The United States of 'Cue
Of all the weekends to celebrate being a 'Murrican, this is the one. If you want to celebrate this country's 230 years of independence by waving a flag, go right ahead. But all you really need to do to pledge your allegiance is to fire up the grill.
As I confessed earlier this week, I'm from up North, which means our Fourth of July "cookouts" were a hamburger-and-hot dog affair cooked on the "barbecue." Thirty-five years later, I've learned that we Yanks have been terribly confused.
What we had been doing all this time is grilling - cooking over direct heat for a relatively short period of time - NOT barbecue-ing. This clarification is old hat to southern folks, who grew up understanding that "barbecue" is a noun and nothing else.
So, if "barbecue" is a noun, then what is it, exactly? In contrast to the high, direct heat used for grilling, traditional barbecue requires low, indirect heat in a pit or a smoker. Cooking time is long, often several days.
In summary, barbecue requires a rig, a lot of time and a bit of braun (sweat too). It's not easy hauling stacks of wood and half a pig onto a grate. Backyard babies, step aside.
Food writer David Leite was as confused and in awe as I continue to be, so he set off on the road to get schooled, spending a week with a pit master in rural Tennessee (where, by the way, he was hilariously mistaken for a Washington Post reporter).
What he discovered, as a Northerner, is a culture deeply embedded in the hearts and souls of his southern siblings but one that remains a mystery to those who live outside those state lines.
Being in barbecue country, however, didn't mean that Leite had all the answers. It turns out that barbecue in Tennessee is different from that in Georgia, Kentucky, Kansas and every state in between.

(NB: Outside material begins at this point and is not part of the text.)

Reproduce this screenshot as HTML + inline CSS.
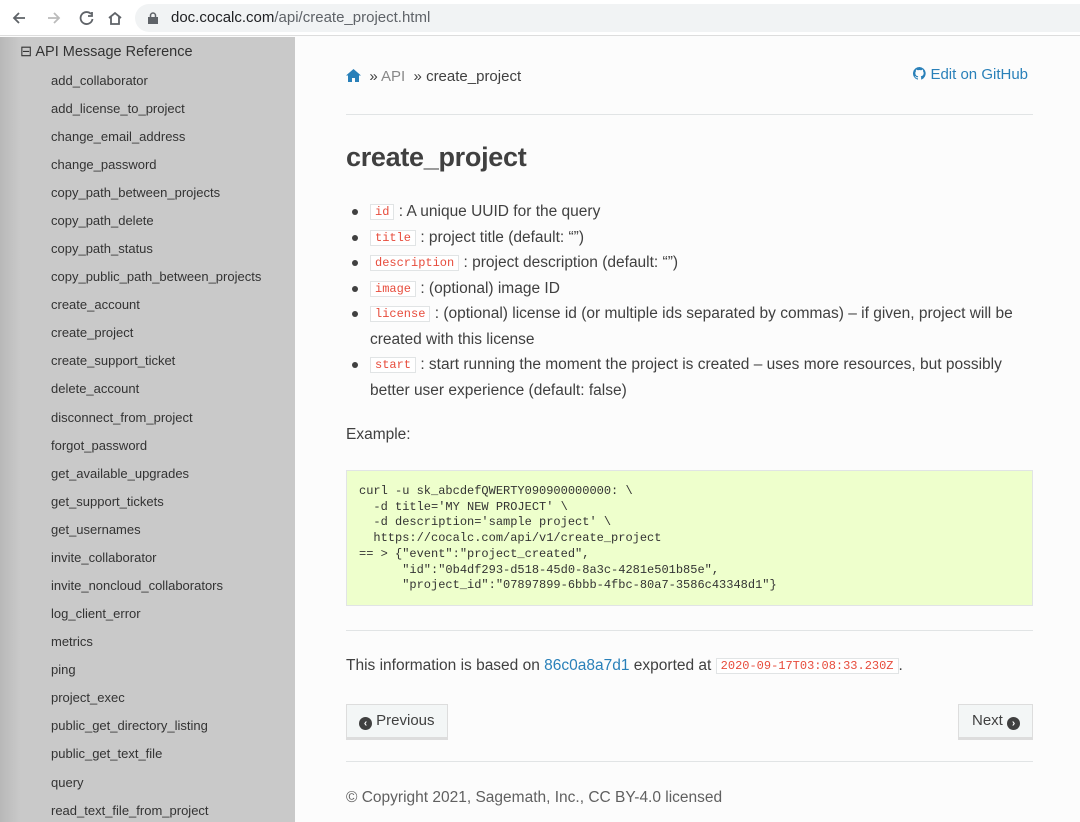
<!DOCTYPE html>
<html><head><meta charset="utf-8"><style>
*{margin:0;padding:0;box-sizing:border-box}
body{width:1080px;height:822px;overflow:hidden;background:#fcfcfc;font-family:"Liberation Sans",sans-serif;color:#404040;position:relative}
.top{position:absolute;left:0;top:0;width:1080px;height:36px;background:#fff;border-bottom:1px solid #ddd}
.url{position:absolute;left:135px;top:4px;width:960px;height:28px;border-radius:14px;background:#f1f3f4;font-size:15px;line-height:28px;padding-left:36px;color:#202124}
.url span{color:#5f6368}
.side{position:absolute;left:0;top:37px;width:295px;height:785px;background:linear-gradient(90deg,#b8b8b8 0,#c9c9c9 20px,#c9c9c9 100%)}
.side .h{position:absolute;left:20px;top:7px;font-size:14.5px;color:#333}
.side a{position:absolute;left:51px;font-size:13px;color:#333;text-decoration:none}
.main{position:absolute;left:346px;top:37px;width:687px}
.bc{position:absolute;top:31px;font-size:15px}
.gh{position:absolute;right:5px;top:29px;color:#2980b9;font-size:15px}
hr{border:0;border-top:1px solid #e1e4e5;position:absolute;left:0;width:687px}
h1{position:absolute;top:105px;font-size:27px;font-weight:bold;color:#404040;letter-spacing:-0.3px}
ul{position:absolute;top:162px;left:4px;list-style:none;font-size:15.5px;line-height:25.5px;width:680px}
ul li{position:relative;padding-left:20px}
ul li:before{content:"";position:absolute;left:2px;top:10px;width:6px;height:6px;border-radius:3px;background:#404040}
code{font-family:"Liberation Mono",monospace;font-size:12px;line-height:12px;color:#e74c3c;background:#fff;border:1px solid #e1e4e5;padding:1px 4px;display:inline-block;vertical-align:1px}
pre{position:absolute;top:433px;width:687px;height:136px;background:#eeffcc;border:1px solid #e1e4e5;font-family:"Liberation Mono",monospace;font-size:12px;line-height:15.7px;padding:13px 12px;color:#333}
.btn{position:absolute;top:667px;height:34px;background:#f3f6f6;border:1px solid #ddd;box-shadow:0 2px 0 #ddd;font-size:15px;line-height:32px;padding:0 12px;color:#404040}
.ic{display:inline-block;width:13px;height:13px;border-radius:7px;background:#404040;vertical-align:-1px;color:#fff;font-size:10px;line-height:13px;text-align:center;font-weight:bold}
</style></head><body>
<div class="top">
<svg style="position:absolute;left:10px;top:9px" width="120" height="18" viewBox="0 0 120 18" fill="none" stroke-width="1.8"><path d="M15 9H4M9 4L4 9l5 5" stroke="#5f6368"/><path d="M38 9h11M44 4l5 5-5 5" stroke="#bbb"/><path d="M81 5a6 6 0 1 0 1.5 5M82 3v4h-4" stroke="#5f6368"/><path d="M99 9l6-5 6 5M101 8v7h8V8" stroke="#5f6368"/></svg>
<div class="url"><svg style="position:absolute;left:13px;top:8px" width="10" height="12"><rect x="0" y="5" width="10" height="7" fill="#5f6368"/><path d="M2.5 5V3.5a2.5 2.5 0 0 1 5 0V5" stroke="#5f6368" fill="none" stroke-width="1.5"/></svg>doc.cocalc.com<span>/api/create_project.html</span></div>
</div>
<div class="side">
<div class="h">⊟ API Message Reference</div>
<a style="top:36px">add_collaborator</a><a style="top:64px">add_license_to_project</a><a style="top:92px">change_email_address</a><a style="top:120px">change_password</a><a style="top:148px">copy_path_between_projects</a><a style="top:176px">copy_path_delete</a><a style="top:204px">copy_path_status</a><a style="top:232px">copy_public_path_between_projects</a><a style="top:260px">create_account</a><a style="top:288px">create_project</a><a style="top:316px">create_support_ticket</a><a style="top:344px">delete_account</a><a style="top:373px">disconnect_from_project</a><a style="top:401px">forgot_password</a><a style="top:429px">get_available_upgrades</a><a style="top:457px">get_support_tickets</a><a style="top:485px">get_usernames</a><a style="top:513px">invite_collaborator</a><a style="top:541px">invite_noncloud_collaborators</a><a style="top:569px">log_client_error</a><a style="top:597px">metrics</a><a style="top:625px">ping</a><a style="top:653px">project_exec</a><a style="top:681px">public_get_directory_listing</a><a style="top:709px">public_get_text_file</a><a style="top:738px">query</a><a style="top:766px">read_text_file_from_project</a>
</div>
<div class="main">
<div class="bc"><svg width="15" height="13" viewBox="0 0 15 13" style="vertical-align:-1px"><path d="M7.5 0L0 6.5h2V13h4V9h3v4h4V6.5h2z" fill="#2980b9"/></svg> &nbsp;» <span style="color:#888">API</span> &nbsp;» create_project</div>
<div class="gh"><svg width="13" height="13" viewBox="0 0 16 16" style="vertical-align:-1px"><path fill="#2980b9" d="M8 0a8 8 0 0 0-2.5 15.6c.4 0 .5-.2.5-.4v-1.5c-2.2.5-2.7-1-2.7-1-.4-.9-.9-1.2-.9-1.2-.7-.5.1-.5.1-.5.8.1 1.200.8 1.2.8.7 1.3 1.9.9 2.3.7.1-.5.3-.9.5-1.1-1.8-.2-3.6-.9-3.6-4 0-.9.3-1.6.8-2.1-.1-.2-.4-1 .1-2.1 0 0 .7-.2 2.2.8a7.5 7.5 0 0 1 4 0c1.5-1 2.2-.8 2.2-.8.4 1.1.2 1.9.1 2.1.5.6.8 1.3.8 2.1 0 3.1-1.9 3.7-3.6 3.9.3.3.5.8.5 1.5v2.2c0 .2.1.5.6.4A8 8 0 0 0 8 0z"/></svg> Edit on GitHub</div>
<hr style="top:77px">
<h1>create_project</h1>
<ul>
<li><code>id</code> : A unique UUID for the query</li>
<li><code>title</code> : project title (default: “”)</li>
<li><code>description</code> : project description (default: “”)</li>
<li><code>image</code> : (optional) image ID</li>
<li><code>license</code> : (optional) license id (or multiple ids separated by commas) – if given, project will be created with this license</li>
<li><code>start</code> : start running the moment the project is created – uses more resources, but possibly better user experience (default: false)</li>
</ul>
<div style="position:absolute;top:389px;font-size:15.5px">Example:</div>
<pre>curl -u sk_abcdefQWERTY090900000000: \
  -d title='MY NEW PROJECT' \
  -d description='sample project' \
  https://cocalc.com/api/v1/create_project
== > {"event":"project_created",
      "id":"0b4df293-d518-45d0-8a3c-4281e501b85e",
      "project_id":"07897899-6bbb-4fbc-80a7-3586c43348d1"}</pre>
<hr style="top:593px">
<div style="position:absolute;top:620px;font-size:15.5px;white-space:nowrap">This information is based on <span style="color:#2980b9">86c0a8a7d1</span> exported at <code>2020-09-17T03:08:33.230Z</code>.</div>
<div class="btn" style="left:0"><span class="ic">‹</span> Previous</div>
<div class="btn" style="right:0;padding:0 12px 0 13px">Next <span class="ic">›</span></div>
<hr style="top:724px">
<div style="position:absolute;top:752px;font-size:15.5px;color:#606060">© Copyright 2021, Sagemath, Inc., CC BY-4.0 licensed</div>
</div>
</body></html>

In his introduction to "Cornbread Nation 2: The United States of Barbecue," a barbecue anthology, editor Lolis Eric Elie writes:
"...barbecue is a food that unifies the vast expanse of the American South, an ever larger portion of the American mainstream. Though the various versions of barbecue differ from each other as much as cows differ from sheep, or as much as tomatoes differ from mustard seeds, the common themes of wood and smoke, meat and sauce, family and fellowship, transcend regional rivalries and recipe differences."

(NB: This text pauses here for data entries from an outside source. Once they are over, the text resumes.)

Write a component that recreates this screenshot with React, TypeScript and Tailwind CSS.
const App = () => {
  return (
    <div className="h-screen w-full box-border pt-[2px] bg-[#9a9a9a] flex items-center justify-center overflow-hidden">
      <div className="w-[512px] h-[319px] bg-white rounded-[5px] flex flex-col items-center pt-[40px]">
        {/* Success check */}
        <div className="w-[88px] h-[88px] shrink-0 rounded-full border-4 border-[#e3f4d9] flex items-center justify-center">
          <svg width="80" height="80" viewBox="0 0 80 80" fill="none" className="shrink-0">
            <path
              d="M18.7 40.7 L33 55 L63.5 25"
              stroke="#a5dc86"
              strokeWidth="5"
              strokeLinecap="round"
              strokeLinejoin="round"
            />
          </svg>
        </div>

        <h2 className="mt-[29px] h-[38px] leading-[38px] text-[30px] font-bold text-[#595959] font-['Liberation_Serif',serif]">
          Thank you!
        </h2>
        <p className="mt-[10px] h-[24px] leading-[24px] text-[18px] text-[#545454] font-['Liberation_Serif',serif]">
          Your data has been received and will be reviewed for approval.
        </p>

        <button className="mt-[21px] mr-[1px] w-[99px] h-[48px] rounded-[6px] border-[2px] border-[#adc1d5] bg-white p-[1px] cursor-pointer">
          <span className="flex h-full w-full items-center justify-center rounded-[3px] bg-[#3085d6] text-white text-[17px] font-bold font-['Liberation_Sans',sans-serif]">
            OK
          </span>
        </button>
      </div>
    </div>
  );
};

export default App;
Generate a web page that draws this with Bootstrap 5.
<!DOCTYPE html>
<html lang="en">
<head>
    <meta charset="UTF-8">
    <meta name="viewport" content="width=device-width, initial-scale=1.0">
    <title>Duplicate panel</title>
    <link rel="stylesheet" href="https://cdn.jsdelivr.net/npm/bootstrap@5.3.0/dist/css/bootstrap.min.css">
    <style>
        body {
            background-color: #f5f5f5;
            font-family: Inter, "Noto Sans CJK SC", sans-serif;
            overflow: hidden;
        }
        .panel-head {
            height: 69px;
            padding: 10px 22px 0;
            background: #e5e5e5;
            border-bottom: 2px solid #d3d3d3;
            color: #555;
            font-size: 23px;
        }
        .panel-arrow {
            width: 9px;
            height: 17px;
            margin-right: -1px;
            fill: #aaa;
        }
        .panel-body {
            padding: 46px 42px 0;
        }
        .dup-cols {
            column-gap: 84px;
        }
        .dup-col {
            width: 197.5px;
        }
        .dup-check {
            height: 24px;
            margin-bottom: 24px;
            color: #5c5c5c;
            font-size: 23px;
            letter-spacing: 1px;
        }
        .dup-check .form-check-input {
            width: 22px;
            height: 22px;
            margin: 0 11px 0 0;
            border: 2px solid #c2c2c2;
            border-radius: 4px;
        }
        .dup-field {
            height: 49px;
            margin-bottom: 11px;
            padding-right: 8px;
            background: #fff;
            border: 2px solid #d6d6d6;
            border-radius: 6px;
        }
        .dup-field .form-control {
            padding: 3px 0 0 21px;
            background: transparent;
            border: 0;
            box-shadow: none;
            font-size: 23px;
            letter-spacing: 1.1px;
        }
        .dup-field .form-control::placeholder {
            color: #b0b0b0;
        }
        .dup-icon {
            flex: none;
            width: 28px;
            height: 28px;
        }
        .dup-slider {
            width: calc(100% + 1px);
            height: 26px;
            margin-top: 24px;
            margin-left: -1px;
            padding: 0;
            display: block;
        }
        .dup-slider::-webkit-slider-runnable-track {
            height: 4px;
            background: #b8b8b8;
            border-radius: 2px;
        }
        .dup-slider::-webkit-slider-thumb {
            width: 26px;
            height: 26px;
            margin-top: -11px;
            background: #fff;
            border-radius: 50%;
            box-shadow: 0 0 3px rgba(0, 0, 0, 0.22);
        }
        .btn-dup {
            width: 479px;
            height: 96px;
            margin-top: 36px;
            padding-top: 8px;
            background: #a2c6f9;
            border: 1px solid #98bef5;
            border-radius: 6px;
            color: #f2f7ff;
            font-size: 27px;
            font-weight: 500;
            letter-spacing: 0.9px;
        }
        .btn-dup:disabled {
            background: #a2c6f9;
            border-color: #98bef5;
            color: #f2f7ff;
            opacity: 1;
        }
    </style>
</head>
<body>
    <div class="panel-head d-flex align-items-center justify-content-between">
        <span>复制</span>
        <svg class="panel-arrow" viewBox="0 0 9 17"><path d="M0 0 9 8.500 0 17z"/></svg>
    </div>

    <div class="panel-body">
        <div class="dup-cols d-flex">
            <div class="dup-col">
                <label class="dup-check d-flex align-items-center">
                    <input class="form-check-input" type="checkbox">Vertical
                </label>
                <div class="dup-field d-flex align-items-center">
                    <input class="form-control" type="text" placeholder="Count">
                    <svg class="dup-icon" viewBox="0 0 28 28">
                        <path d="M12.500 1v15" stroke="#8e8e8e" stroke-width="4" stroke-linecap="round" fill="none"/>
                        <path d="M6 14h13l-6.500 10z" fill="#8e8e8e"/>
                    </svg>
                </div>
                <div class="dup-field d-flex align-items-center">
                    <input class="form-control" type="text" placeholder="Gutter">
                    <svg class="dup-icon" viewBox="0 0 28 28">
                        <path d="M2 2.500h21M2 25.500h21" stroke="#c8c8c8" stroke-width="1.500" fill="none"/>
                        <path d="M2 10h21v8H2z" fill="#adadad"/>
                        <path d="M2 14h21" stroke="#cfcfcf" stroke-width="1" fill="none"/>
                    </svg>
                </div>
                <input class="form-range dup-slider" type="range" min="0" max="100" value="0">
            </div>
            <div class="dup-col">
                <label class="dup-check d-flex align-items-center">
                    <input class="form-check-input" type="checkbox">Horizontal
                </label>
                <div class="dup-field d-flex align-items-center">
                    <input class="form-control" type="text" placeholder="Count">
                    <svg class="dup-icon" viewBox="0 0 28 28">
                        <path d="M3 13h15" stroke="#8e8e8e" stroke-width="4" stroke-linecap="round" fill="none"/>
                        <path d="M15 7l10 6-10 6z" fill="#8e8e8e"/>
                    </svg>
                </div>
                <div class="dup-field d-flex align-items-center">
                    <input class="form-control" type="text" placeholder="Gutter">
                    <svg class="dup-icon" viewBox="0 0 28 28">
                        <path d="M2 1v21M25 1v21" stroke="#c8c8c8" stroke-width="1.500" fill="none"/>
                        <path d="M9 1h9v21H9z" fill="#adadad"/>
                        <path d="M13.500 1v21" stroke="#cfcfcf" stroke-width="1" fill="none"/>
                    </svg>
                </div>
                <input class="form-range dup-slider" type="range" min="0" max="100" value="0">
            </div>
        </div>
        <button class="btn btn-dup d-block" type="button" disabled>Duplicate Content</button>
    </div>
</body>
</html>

Southern Foodways, an Oxford, Miss.-based organization dedicated to preserving the culinary traditions of the South (disclosure: I am a member) has documented those commonalities and differences in a BBQ Oral History Project, a collection of interviews with pitmasters in Memphis and throughout rural Tennessee.

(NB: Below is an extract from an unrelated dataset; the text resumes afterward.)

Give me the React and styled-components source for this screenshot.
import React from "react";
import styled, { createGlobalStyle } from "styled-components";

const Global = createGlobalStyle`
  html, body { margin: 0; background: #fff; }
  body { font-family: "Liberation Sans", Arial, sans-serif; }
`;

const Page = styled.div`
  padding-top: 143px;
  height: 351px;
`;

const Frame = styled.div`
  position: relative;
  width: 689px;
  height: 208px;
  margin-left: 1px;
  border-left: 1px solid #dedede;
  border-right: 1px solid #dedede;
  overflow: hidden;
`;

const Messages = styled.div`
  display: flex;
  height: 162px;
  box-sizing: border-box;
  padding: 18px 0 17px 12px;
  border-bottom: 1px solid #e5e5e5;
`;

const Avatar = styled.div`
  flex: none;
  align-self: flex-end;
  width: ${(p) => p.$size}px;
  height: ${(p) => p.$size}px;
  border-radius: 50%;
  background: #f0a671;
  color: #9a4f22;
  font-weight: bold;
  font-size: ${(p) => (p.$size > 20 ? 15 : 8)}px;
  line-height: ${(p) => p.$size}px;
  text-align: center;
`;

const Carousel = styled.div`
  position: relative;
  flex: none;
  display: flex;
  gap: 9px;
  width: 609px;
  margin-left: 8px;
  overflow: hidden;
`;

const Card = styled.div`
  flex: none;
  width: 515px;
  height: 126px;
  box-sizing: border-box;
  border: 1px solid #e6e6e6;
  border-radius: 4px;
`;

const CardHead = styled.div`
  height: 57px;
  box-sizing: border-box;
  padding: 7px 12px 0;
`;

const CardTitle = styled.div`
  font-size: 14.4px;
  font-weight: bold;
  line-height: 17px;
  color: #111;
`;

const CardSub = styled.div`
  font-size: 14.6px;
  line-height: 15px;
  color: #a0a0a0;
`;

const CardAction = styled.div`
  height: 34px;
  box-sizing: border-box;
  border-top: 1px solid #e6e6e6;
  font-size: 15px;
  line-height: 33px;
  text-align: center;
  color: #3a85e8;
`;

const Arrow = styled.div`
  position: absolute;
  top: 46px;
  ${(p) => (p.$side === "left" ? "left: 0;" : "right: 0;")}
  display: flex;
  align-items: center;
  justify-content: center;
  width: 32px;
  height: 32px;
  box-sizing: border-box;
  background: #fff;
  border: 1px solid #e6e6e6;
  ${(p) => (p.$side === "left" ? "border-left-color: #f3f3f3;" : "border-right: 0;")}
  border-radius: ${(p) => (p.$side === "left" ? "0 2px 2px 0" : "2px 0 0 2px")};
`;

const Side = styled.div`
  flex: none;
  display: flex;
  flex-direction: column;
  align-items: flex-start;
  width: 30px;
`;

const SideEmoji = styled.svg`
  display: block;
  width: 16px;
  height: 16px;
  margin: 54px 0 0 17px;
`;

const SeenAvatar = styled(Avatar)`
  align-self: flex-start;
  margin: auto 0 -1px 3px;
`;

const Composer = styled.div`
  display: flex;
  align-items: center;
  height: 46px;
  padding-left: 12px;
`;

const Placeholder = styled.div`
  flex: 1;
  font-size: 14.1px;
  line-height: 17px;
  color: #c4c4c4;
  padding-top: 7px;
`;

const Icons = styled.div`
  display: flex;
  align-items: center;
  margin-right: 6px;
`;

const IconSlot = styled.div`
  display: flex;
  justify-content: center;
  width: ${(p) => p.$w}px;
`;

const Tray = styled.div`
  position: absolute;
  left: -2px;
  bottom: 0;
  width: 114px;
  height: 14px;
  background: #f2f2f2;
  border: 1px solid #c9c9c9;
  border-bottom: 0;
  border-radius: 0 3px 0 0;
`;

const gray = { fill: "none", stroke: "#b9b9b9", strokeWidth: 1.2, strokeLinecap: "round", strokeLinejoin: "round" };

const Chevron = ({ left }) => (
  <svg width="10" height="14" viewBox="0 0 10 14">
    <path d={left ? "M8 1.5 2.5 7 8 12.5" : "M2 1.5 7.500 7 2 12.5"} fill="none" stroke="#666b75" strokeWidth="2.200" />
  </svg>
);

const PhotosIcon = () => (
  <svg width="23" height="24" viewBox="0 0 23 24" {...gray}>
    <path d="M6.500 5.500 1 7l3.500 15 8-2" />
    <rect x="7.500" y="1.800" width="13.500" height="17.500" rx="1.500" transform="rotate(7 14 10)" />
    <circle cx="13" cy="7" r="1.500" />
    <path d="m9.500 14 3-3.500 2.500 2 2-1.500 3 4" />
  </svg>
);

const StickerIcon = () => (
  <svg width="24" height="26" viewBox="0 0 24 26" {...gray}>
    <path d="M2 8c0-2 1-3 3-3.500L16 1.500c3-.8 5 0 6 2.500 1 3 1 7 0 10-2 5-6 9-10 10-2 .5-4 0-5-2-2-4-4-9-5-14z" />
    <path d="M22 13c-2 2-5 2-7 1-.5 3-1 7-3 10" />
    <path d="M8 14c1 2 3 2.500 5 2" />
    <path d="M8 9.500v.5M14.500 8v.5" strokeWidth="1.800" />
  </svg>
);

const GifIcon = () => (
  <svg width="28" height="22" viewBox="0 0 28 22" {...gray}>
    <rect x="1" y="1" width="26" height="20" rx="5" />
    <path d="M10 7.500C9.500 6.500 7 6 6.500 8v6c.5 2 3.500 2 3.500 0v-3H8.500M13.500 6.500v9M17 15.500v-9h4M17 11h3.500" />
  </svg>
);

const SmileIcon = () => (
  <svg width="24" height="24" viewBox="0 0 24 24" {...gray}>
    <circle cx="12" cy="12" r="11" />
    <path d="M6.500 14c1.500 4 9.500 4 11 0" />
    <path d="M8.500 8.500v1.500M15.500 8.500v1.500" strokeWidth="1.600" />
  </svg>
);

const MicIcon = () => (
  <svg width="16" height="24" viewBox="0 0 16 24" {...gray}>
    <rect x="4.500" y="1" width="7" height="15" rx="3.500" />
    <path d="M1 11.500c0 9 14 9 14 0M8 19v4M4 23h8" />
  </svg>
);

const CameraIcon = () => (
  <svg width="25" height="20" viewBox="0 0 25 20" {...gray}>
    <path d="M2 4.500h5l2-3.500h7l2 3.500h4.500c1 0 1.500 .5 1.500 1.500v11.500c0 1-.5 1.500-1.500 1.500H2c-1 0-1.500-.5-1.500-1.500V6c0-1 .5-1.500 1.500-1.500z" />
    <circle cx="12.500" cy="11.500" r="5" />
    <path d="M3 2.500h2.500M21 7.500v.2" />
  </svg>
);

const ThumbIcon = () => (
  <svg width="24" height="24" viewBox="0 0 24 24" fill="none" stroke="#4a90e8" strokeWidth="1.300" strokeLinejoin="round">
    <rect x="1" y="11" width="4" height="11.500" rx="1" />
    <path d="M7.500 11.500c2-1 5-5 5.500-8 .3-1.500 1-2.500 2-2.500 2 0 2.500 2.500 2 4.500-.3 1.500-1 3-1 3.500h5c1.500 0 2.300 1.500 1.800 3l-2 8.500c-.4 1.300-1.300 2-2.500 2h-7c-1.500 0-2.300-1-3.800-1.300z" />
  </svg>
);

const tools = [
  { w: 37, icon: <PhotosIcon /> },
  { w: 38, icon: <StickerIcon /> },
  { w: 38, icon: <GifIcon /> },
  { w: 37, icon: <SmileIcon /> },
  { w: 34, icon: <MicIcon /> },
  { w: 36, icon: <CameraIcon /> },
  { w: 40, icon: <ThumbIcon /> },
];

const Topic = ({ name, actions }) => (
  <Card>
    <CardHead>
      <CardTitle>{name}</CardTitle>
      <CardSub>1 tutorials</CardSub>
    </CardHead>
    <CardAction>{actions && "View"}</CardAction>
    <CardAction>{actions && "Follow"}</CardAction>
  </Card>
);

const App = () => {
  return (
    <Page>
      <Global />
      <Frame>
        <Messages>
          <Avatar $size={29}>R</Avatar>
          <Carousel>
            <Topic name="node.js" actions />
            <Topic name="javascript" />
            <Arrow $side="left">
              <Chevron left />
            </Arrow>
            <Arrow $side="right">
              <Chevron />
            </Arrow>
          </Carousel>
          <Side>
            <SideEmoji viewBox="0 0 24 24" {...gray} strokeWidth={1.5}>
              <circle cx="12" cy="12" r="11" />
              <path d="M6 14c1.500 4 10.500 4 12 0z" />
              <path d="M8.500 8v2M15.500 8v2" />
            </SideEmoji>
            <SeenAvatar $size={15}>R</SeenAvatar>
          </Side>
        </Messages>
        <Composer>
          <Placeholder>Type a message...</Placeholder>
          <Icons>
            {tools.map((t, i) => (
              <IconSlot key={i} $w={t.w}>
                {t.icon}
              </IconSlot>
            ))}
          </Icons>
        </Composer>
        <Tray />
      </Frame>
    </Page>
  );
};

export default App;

So, given all the regionalities and deeply-steeped tradtions, can barbecue come to us or do we go to the barbecue?
As you can imagine, there are a few schools of thought.
1) Get in the car and see the country, like Jane and Michael Stern continue to do. Having penned several books, including "Road Food," the Sterns are on the constant prowl for local, homegrown eateries and have compiled a comprehensive list of barbecue joints/shacks/you-name-it that could keep you on the road for weeks.
For a more focused barbecue road trip, consider a trip to North Carolina, east to west, where the rivalries are huge. Here's how one writer from the Post's Travel section ate his way through the state.
2) Learn how to barbecue without going down south. Steven Raichlen author of several books, including "The Barbecue Bible," also conducts intensive barbecue workshops called "Barbecue University," a three-day extravaganza held several times a year at the tony Greenbrier resort in West Virginia. Turns out that the pricetag is tony as well: $3,200 (double occupancy)! According to Raichlen's Web site, which offers lots of basic info for barbecue beginners (including a very useful "10 Commandments"), the "University" is a hands-on experience, covering the small (ribs) and the large (whole hog).
3) Keep reading.
Here's what's on my to-do list by the bed:
Titles by Lolis Eric Ellie (also author of "Smokestack Lightning: Adventures in the Heart of Barbecue Country, a columnist for the Times-Picayune in New Orleans
Titles by Cheryl and Bill Jamison
And, finally a real kick in the pants, "Peace, Love and Barbecue" by champion pitmaster Mike Mills and his daughter, Amy Mills Tunnicliffe.
I'm also keen to check out the message boards on Road Food, which cover topics such as "What's the best BBQ you've ever had?" or "Who fixes good BBQ baloney?"
Have a delicious weekend! I'll post a Fourth of July to-do list on Monday.